The province says it’s hiring two independent investigators to look into why six Indigenous men have died at a supportive housing project in Smithers over the past year.
That follows a call last week from the Dze L K’ant Friendship Centre and BC Association of Aboriginal Friendship Centres for an Indigenous-led investigation.
“The Dze L K’ant Friendship Centre Society has recognized that Smithers is the poorest example of Indigenous housing in the province,” the organization’s executive director Annette Morgan recently told The Tyee.
One of the two investigators will reportedly be from the Wet’suwet’en Nation.
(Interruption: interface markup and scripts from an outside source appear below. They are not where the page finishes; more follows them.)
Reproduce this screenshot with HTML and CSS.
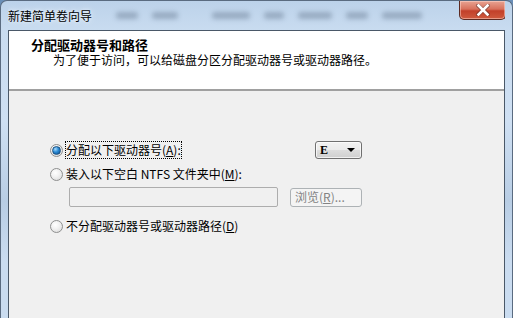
FILE: index.html
```html
<!DOCTYPE html>
<html lang="zh-CN">
<head>
<meta charset="utf-8">
<link rel="stylesheet" href="styles.css">
</head>
<body>
<div class="window">
  <div class="titlebar">
    <span class="title">新建简单卷向导</span>
    <div class="blurs">
      <i class="b1"></i><i class="b2"></i><i class="b3"></i><i class="b4"></i><i class="b5"></i><i class="b6"></i><i class="b7"></i>
    </div>
    <div class="close">
      <svg width="16" height="12" viewBox="0 0 16 12"><path d="M3 1.5 L13 10.5 M13 1.5 L3 10.5" stroke="#3a2020" stroke-width="4" stroke-linecap="round" opacity="0.45"/><path d="M3.5 1.5 L12.5 10.5 M12.5 1.5 L3.5 10.5" stroke="#ffffff" stroke-width="2.6" stroke-linecap="square"/></svg>
    </div>
  </div>
  <div class="client">
    <div class="header">
      <div class="h-title">分配驱动器号和路径</div>
      <div class="h-sub">为了便于访问，可以给磁盘分区分配驱动器号或驱动器路径。</div>
    </div>
    <div class="body">
      <div class="row">
        <span class="radio on"></span>
        <span class="label focus">分配以下驱动器号(<u>A</u>):</span>
        <div class="combo"><span>E</span><span class="arrow"></span></div>
      </div>
      <div class="row">
        <span class="radio"></span>
        <span class="label">装入以下空白 NTFS 文件夹中(<u>M</u>):</span>
      </div>
      <div class="inrow">
        <div class="input"></div>
        <div class="btn">浏览(<u>R</u>)...</div>
      </div>
      <div class="row r3">
        <span class="radio"></span>
        <span class="label">不分配驱动器号或驱动器路径(<u>D</u>)</span>
      </div>
    </div>
  </div>
</div>
</body>
</html>
```
FILE: styles.css
```css
html, body {
  margin: 0;
  padding: 0;
}
body {
  width: 513px;
  height: 318px;
  overflow: hidden;
  background: #6a8fb8;
  font-family: "Noto Sans CJK SC", "Noto Sans", sans-serif;
  font-size: 12px;
  color: #000;
}
.window {
  width: 513px;
  height: 330px;
  box-sizing: border-box;
  padding: 0 7px 0 7px;
  border-radius: 7px 7px 0 0;
  background: linear-gradient(180deg, #bcd2ea 0px, #c9dcf0 30px, #cfe0f3 120px, #b8cde4 200px, #cadcf0 260px);
  border: 1px solid #5a6b80;
  border-bottom: none;
  display: flex;
  flex-direction: column;
}
.titlebar {
  height: 29px;
  display: flex;
  align-items: flex-start;
  position: relative;
  overflow: hidden;
}
.title {
  padding-top: 6px;
  line-height: 18px;
  color: #000;
  text-shadow: 0 0 6px #e8f2fc, 0 0 3px #eef5fd;
  white-space: nowrap;
  position: relative;
  z-index: 1;
}
.blurs {
  display: flex;
  gap: 14px;
  margin-left: 24px;
  margin-top: 11px;
  filter: blur(2.5px);
  opacity: 0.5;
}
.blurs i {
  display: block;
  height: 7px;
  background: #6c7f96;
  border-radius: 3px;
}
.blurs .b1 { width: 22px; }
.blurs .b2 { width: 26px; }
.blurs .b3 { width: 38px; margin-left: 20px; }
.blurs .b4 { width: 20px; }
.blurs .b5 { width: 34px; }
.blurs .b6 { width: 22px; }
.blurs .b7 { width: 40px; }
.close {
  margin-left: auto;
  margin-right: -1px;
  width: 47px;
  height: 19px;
  box-sizing: border-box;
  border: 1px solid #5c2a22;
  border-top: none;
  border-radius: 0 0 5px 5px;
  background: linear-gradient(180deg, #e8a493 0%, #d8715c 45%, #c2402a 55%, #cf5a3e 100%);
  display: flex;
  align-items: center;
  justify-content: center;
  box-shadow: inset 0 0 0 1px rgba(255,220,210,0.5);
}
.client {
  flex: 1;
  background: #f0f0f0;
  border: 1px solid #4a5868;
  border-bottom: none;
  display: flex;
  flex-direction: column;
}
.header {
  height: 58px;
  background: #ffffff;
  border-bottom: 2px solid #a0a0a0;
  box-sizing: content-box;
  padding-left: 22px;
  font-family: "Liberation Sans", "Noto Sans CJK SC", sans-serif;
}
.h-title {
  font-weight: bold;
  font-size: 13px;
  line-height: 14px;
  margin-top: 8px;
}
.h-sub {
  margin-left: 22px;
  line-height: 14px;
  margin-top: 1px;
}
.body {
  padding-top: 47px;
  padding-left: 41px;
  width: 312px;
  box-sizing: content-box;
}
.row {
  height: 24px;
  display: flex;
  align-items: center;
}
.r3 {
  margin-top: 7px;
}
.radio {
  width: 11px;
  height: 11px;
  border-radius: 50%;
  border: 1px solid #8e8f8f;
  background: radial-gradient(circle at 40% 35%, #ffffff 0%, #f2f2f2 40%, #d6d6d6 100%);
  box-sizing: content-box;
  flex: none;
  display: flex;
  align-items: center;
  justify-content: center;
}
.radio.on::after {
  content: "";
  width: 7px;
  height: 7px;
  border-radius: 50%;
  background: radial-gradient(circle at 35% 30%, #a8dbff 0%, #2a8ad4 45%, #0d4a8c 100%);
  border: 0.5px solid #1c5180;
}
.label {
  margin-left: 3px;
  line-height: 16px;
  white-space: nowrap;
}
.label u {
  text-decoration: underline;
}
.focus {
  outline: 1px dotted #000;
  outline-offset: 0;
}
.combo {
  margin-left: auto;
  width: 47px;
  height: 18px;
  box-sizing: border-box;
  border: 1px solid #707070;
  border-radius: 3px;
  background: linear-gradient(180deg, #f2f2f2 0%, #ebebeb 50%, #dddddd 51%, #cfcfcf 100%);
  display: flex;
  align-items: center;
  padding-left: 4px;
  padding-right: 6px;
  font-family: "Liberation Serif", serif;
  font-size: 12px;
  font-weight: bold;
  box-shadow: inset 0 0 0 1px rgba(255,255,255,0.7);
}
.arrow {
  margin-left: auto;
  width: 0;
  height: 0;
  border-left: 4px solid transparent;
  border-right: 4px solid transparent;
  border-top: 4px solid #000;
}
.inrow {
  display: flex;
  align-items: flex-start;
  margin-top: 1px;
  padding-left: 19px;
}
.input {
  width: 209px;
  height: 20px;
  box-sizing: border-box;
  border: 1px solid #adadad;
  border-radius: 2px;
  background: #f0f0f0;
}
.btn {
  margin-left: 12px;
  margin-top: 1px;
  width: 72px;
  height: 19px;
  box-sizing: border-box;
  border: 1px solid #adb2b5;
  border-radius: 3px;
  background: #f4f4f4;
  color: #838383;
  line-height: 16px;
  padding-left: 4px;
  white-space: nowrap;
}
```
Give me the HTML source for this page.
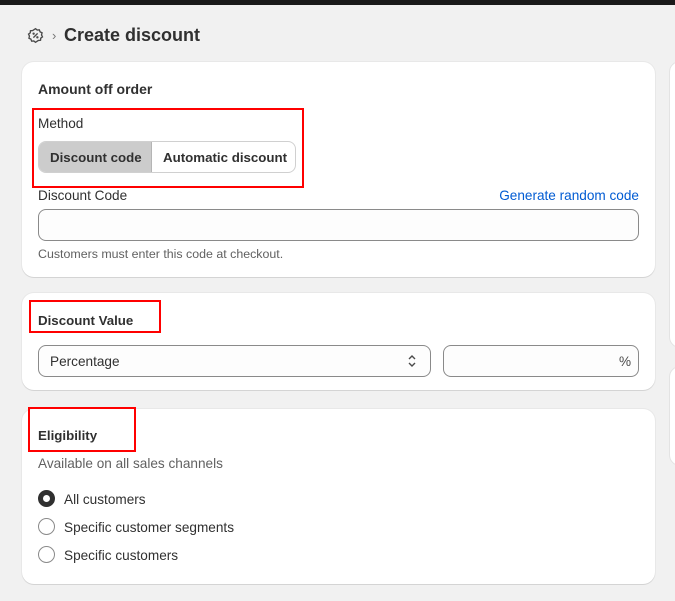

The news of six fatalities in a housing project that was only opened in 2019 has shaken the community. “We are demanding answers and we send our prayers and condolences to the families and friends impacted by the loss,” The Dze L K’ant Friendship Centre Society wrote on Facebook.
The centre thanked local MLA Nathan Cullen for taking the issue seriously, saying that he had “aside what he was doing to make the time to hear the messages and concerns.”
“It’s incredibly tragic,” Cullen told The Interior News. “I knew a lot of these guys, beautiful each and every one in their own way. I’m feeling for their families and also the staff, everybody is just reeling.”
The Dze L K’ant Friendship Centre suggested that Goodacre Place, where the deaths took place, didn’t provide the “Indigenous-led, culturally safe supportive housing” that vulnerable First Nations people struggling with addiction and lack of housing require.
Goodacre Place is run by the Smithers Community Services Association.
The association’s executive director Cathryn Olmstead said in a statement that it welcomes the independent review, saying “Our hope is that as a community we can face these challenging and complex situations in a constructive and collaborative way that pulls people together.”